Motocyklami do Magadanu - powrót z Azji do Bielska
Jak na komendę, obaj z Robertem walimy gleby w błocie, ja na lewą stronę, Robert na prawą. Nogi nam się na tym błocie po prostu rozjeżdżają. Nie daje się nawet podnieść motocykla, ponieważ koła ujeżdżają w bok. Pomaga dopiero podklinowanie kół
Będzie to już trzeci, ale zarazem ostatni epizod relacji z wyprawy Mariusza Antonika i Roberta Sirka. Na swoich Hondach XRV 750 Africa Twin panowie zaplanowali dojechać do Magadanu, a ich celem było "poznanie i spotkanie". Zapraszamy do lektury!
Po dwóch dniach pięknej pogody i pełnego luzu dowiadujemy się o problemach z naszym morskim transportem z Władywostoku do Magadanu. Po pierwsze okazuje się, że koszt transportu od motocykla wynosi 1000 $, a nie 500 $, poza tym trzeba nań czekać aż 10 dni. Nie mamy tak dużo czasu, więc postanawiamy wrócić tą samą drogą do Skorowodino i dalej do Ułan-Ude, skąd pojedziemy już w kierunku granicy rosyjsko-mongolskiej.
Następnego dnia wymieniamy olej w naszych motorkach i przednią oponę w Afice Roberta, ponieważ jest mocno pocięta przez kamienie. Następuje załamanie pogody: zaczyna obficie i bezustannie padać deszcz. Po ponad dobie intensywnych opadów mamy serdecznie dosyć. Drugiego dnia ulewy poddajemy się, zwijamy namioty w strugach deszczu i postanawiamy czym prędzej opuścić ten deszczowy obszar.
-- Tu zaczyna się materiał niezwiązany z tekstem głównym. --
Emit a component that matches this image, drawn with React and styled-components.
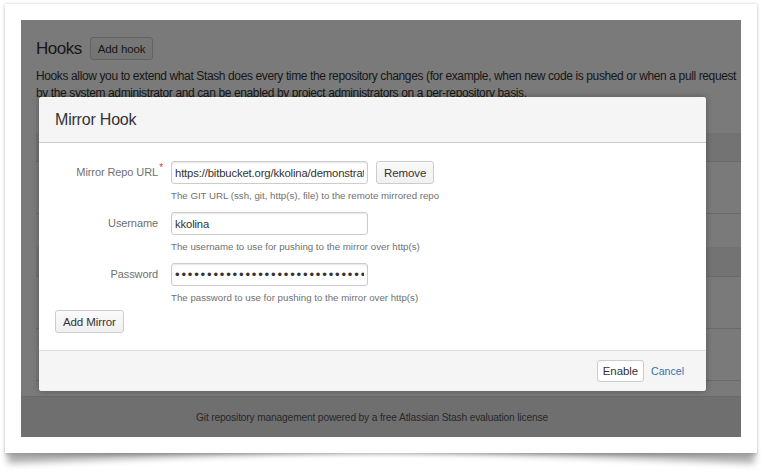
import React from "react";
import styled, { createGlobalStyle } from "styled-components";

const GlobalStyle = createGlobalStyle`
  html {
    background: #ffffff;
  }
  body {
    margin: 0;
    padding: 0;
    font-family: "Liberation Sans", Arial, sans-serif;
  }
`;

/*************************************************************************/

const Shell = styled.div`
  position: relative;
  isolation: isolate;
  padding: 4px 0 0 5px;
  height: 472px;
  box-sizing: border-box;
`;

const Frame = styled.div`
  position: relative;
  width: 752px;
  height: 449px;
  box-sizing: border-box;
  padding: 16px;
  background: #fff;
  box-shadow: 0 0 3px rgba(0, 0, 0, 0.2), 0 3px 3px rgba(0, 0, 0, 0.12);

  &::before,
  &::after {
    content: "";
    position: absolute;
    z-index: -1;
    bottom: 8px;
    width: 50%;
    height: 12px;
    background: #999;
    box-shadow: 0 11px 7px rgba(0, 0, 0, 0.33);
  }
  &::before {
    left: 2px;
    transform: rotate(-2.2deg);
  }
  &::after {
    right: 2px;
    transform: rotate(2.2deg);
  }
`;

const Page = styled.div`
  position: relative;
  height: 417px;
  overflow: hidden;
  background: #fff;
  display: flex;
  flex-direction: column;
  color: #333;
`;

const Content = styled.div`
  flex: 1;
  padding: 17px 0 0 15px;
  overflow: hidden;
`;

const HeadingRow = styled.div`
  display: flex;
  align-items: center;
  gap: 8px;
`;

const Heading = styled.h2`
  margin: 0;
  font-size: 17px;
  font-weight: normal;
  letter-spacing: -0.5px;
  color: #333;
`;

const Button = styled.button`
  font-family: inherit;
  font-size: ${p => p.$size || 11.5}px;
  color: #333;
  height: ${p => p.$h || 23}px;
  padding: 0 ${p => p.$pad || 7}px;
  background: ${p => (p.$plain ? "#fff" : "linear-gradient(#fafafa, #f0f0f0)")};
  border: 1px solid #ccc;
  border-radius: 3px;
  white-space: nowrap;
  letter-spacing: -0.1px;
  cursor: pointer;
`;

const Intro = styled.p`
  margin: 8px 0 0 0;
  font-size: 12px;
  line-height: 17px;
  white-space: nowrap;
  letter-spacing: -0.38px;
`;

const Table = styled.div`
  margin-top: 31px;
  display: flex;
  flex-direction: column;
`;

const TableHead = styled.div`
  height: ${p => p.$h || 28}px;
  background: #f0f0f0;
  border-bottom: 1px solid #ddd;
`;

const TableRow = styled.div`
  height: ${p => p.$h || 51}px;
  border-bottom: ${p => (p.$last ? "none" : "1px solid #ddd")};
`;

const Gap = styled.div`
  height: 33px;
`;

const Footer = styled.div`
  height: 40px;
  background: #e8e8e8;
  border-top: 1px solid #ddd;
  display: flex;
  align-items: center;
  justify-content: center;
  padding-right: 18px;
  font-size: 10.2px;
  color: #555;
  letter-spacing: -0.15px;
`;

const Blanket = styled.div`
  position: absolute;
  inset: 0;
  background: rgba(0, 0, 0, 0.52);
`;

/*************************************************************************/

const Dialog = styled.div`
  position: absolute;
  left: 18px;
  top: 77px;
  width: 667px;
  height: 294px;
  background: #fff;
  border-radius: 3px;
  box-shadow: 0 0 6px rgba(0, 0, 0, 0.3);
  display: flex;
  flex-direction: column;
  overflow: hidden;
`;

const DialogHeader = styled.div`
  height: 45px;
  background: #f5f5f5;
  border-bottom: 1px solid #cccccc;
  display: flex;
  align-items: center;
  padding-left: 16px;
  font-size: 16px;
  color: #333;
  letter-spacing: -0.2px;
`;

const DialogBody = styled.div`
  flex: 1;
  padding: 18px 16px 0 16px;
`;

const Field = styled.div`
  display: grid;
  grid-template-columns: 103px auto;
  column-gap: 13px;
  row-gap: 5px;
  margin-bottom: 10px;

  &:last-of-type {
    margin-bottom: 6px;
  }
`;

const Label = styled.label`
  position: relative;
  text-align: right;
  font-size: 11px;
  color: #707070;
  line-height: 23px;
  white-space: nowrap;
  letter-spacing: -0.1px;
`;

const Required = styled.span`
  position: absolute;
  right: -5px;
  top: -5px;
  color: #d04437;
  font-size: 10px;
`;

const Controls = styled.div`
  display: flex;
  align-items: center;
  gap: 8px;
`;

const TextInput = styled.input`
  box-sizing: border-box;
  width: 197px;
  height: 23px;
  padding: 0 3px;
  font-family: inherit;
  font-size: ${p => (p.type === "password" ? 13 : 11.3)}px;
  letter-spacing: ${p => (p.type === "password" ? "1.85px" : "-0.15px")};
  color: #333;
  border: 1px solid #ccc;
  border-radius: 3px;
  box-shadow: inset 0 1px 2px rgba(0, 0, 0, 0.1);
  outline: none;
`;

const Help = styled.div`
  grid-column: 2;
  font-size: 9.7px;
  color: #707070;
  line-height: 13px;
  white-space: nowrap;
`;

const DialogFooter = styled.div`
  height: 40px;
  background: #f5f5f5;
  border-top: 1px solid #e0e0e0;
  display: flex;
  align-items: center;
  justify-content: flex-end;
  gap: 7px;
  padding-right: 22px;
`;

const LinkButton = styled.a`
  font-size: 10.6px;
  color: #3572b0;
  text-decoration: none;
  cursor: pointer;
`;

/*************************************************************************/

const fields = [
  {
    label: "Mirror Repo URL",
    required: true,
    type: "text",
    value: "https://bitbucket.org/kkolina/demonstration",
    help: "The GIT URL (ssh, git, http(s), file) to the remote mirrored repo",
    remove: true
  },
  {
    label: "Username",
    type: "text",
    value: "kkolina",
    help: "The username to use for pushing to the mirror over http(s)"
  },
  {
    label: "Password",
    type: "password",
    value: "supersecretpassword12345678901",
    help: "The password to use for pushing to the mirror over http(s)"
  }
];

const FormField = ({ label, required, type, value, help, remove }) => (
  <Field>
    <Label>
      {label}
      {required && <Required>*</Required>}
    </Label>
    <Controls>
      <TextInput type={type} defaultValue={value} readOnly />
      {remove && <Button>Remove</Button>}
    </Controls>
    <Help>{help}</Help>
  </Field>
);

const MirrorHookDialog = () => (
  <Dialog>
    <DialogHeader>Mirror Hook</DialogHeader>
    <DialogBody>
      {fields.map((f, i) => (
        <FormField key={i} {...f} />
      ))}
      <Button>Add Mirror</Button>
    </DialogBody>
    <DialogFooter>
      <Button $plain $pad={5} $h={22}>Enable</Button>
      <LinkButton>Cancel</LinkButton>
    </DialogFooter>
  </Dialog>
);

export default function App() {
  return (
    <>
      <GlobalStyle />
      <Shell>
        <Frame>
          <Page>
            <Content>
              <HeadingRow>
                <Heading>Hooks</Heading>
                <Button>Add hook</Button>
              </HeadingRow>
              <Intro>
                Hooks allow you to extend what Stash does every time the repository changes (for example, when new code is pushed or when a pull request
                <br />
                by the system administrator and can be enabled by project administrators on a per-repository basis.
              </Intro>
              <Table>
                <TableHead />
                <TableRow />
                <Gap />
                <TableHead $h={29} />
                <TableRow />
                <TableRow />
                <TableRow $h={16} $last />
              </Table>
            </Content>
            <Footer>Git repository management powered by a free Atlassian Stash evaluation license</Footer>
            <Blanket />
            <MirrorHookDialog />
          </Page>
        </Frame>
      </Shell>
    </>
  );
}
Przez ponad godzinę przeciskamy się motocyklami w ogromnym korku i ulewnym deszczu, a dopiero mijając rogatki miasta, oddychamy z ulgą. Niestety, nie udaje się nam tego dnia opuścić deszczowej strefy, stąd też zarządzamy nocleg w motelu.
Drogę z Władywostoku do granicy mongolskiej pokonujemy w 6 dni, robiąc sobie dwa dni luzu. To trochę wymuszony odpoczynek, ponieważ nasze mongolskie wizy nabierają ważności dopiero 27 lipca (z Władywostoku wyjechaliśmy 19. lipca). Koniec końców i tak udaje nam się wjechać do Mongolii 2 dni wcześniej, niż przewidują wizy.
Po przejechaniu zaledwie kilkudziesięciu kilometrów od granicy w Kiahcie wiem już, że pokocham ten kraj. Bezkresne stepy przeplatane pięknymi górami są niesamowitą odmianą po monotonii syberyjskiej tajgi i kilkusetkilometrowych prostych. Pierwszy biwak w Mongolii zakładamy na wzniesieniu, z którego rozciąga się zapierający dech w piersiach widok. Następnego dnia dojeżdżamy do Ułan-Bator, gdzie pod swoje skrzydła bierze nas Nomi, Mongołka, świetnie mówiąca po polsku, z którą nawiązaliśmy kontakt jeszcze w kraju. Jest przesympatyczna, pomaga turystom z Polski i organizuje również dla nich wyprawy na Gobi i w inne ciekawe miejsca w Mongolii. Dzięki niej nie mamy problemów ze znalezieniem taniego motelu i świetnej knajpy, w której biesiadujemy do późna. Drugi dzień w Ułan-Bator to przede wszystkim zwiedzanie muzeów, zakupy i luzik przy lokalnym piwku.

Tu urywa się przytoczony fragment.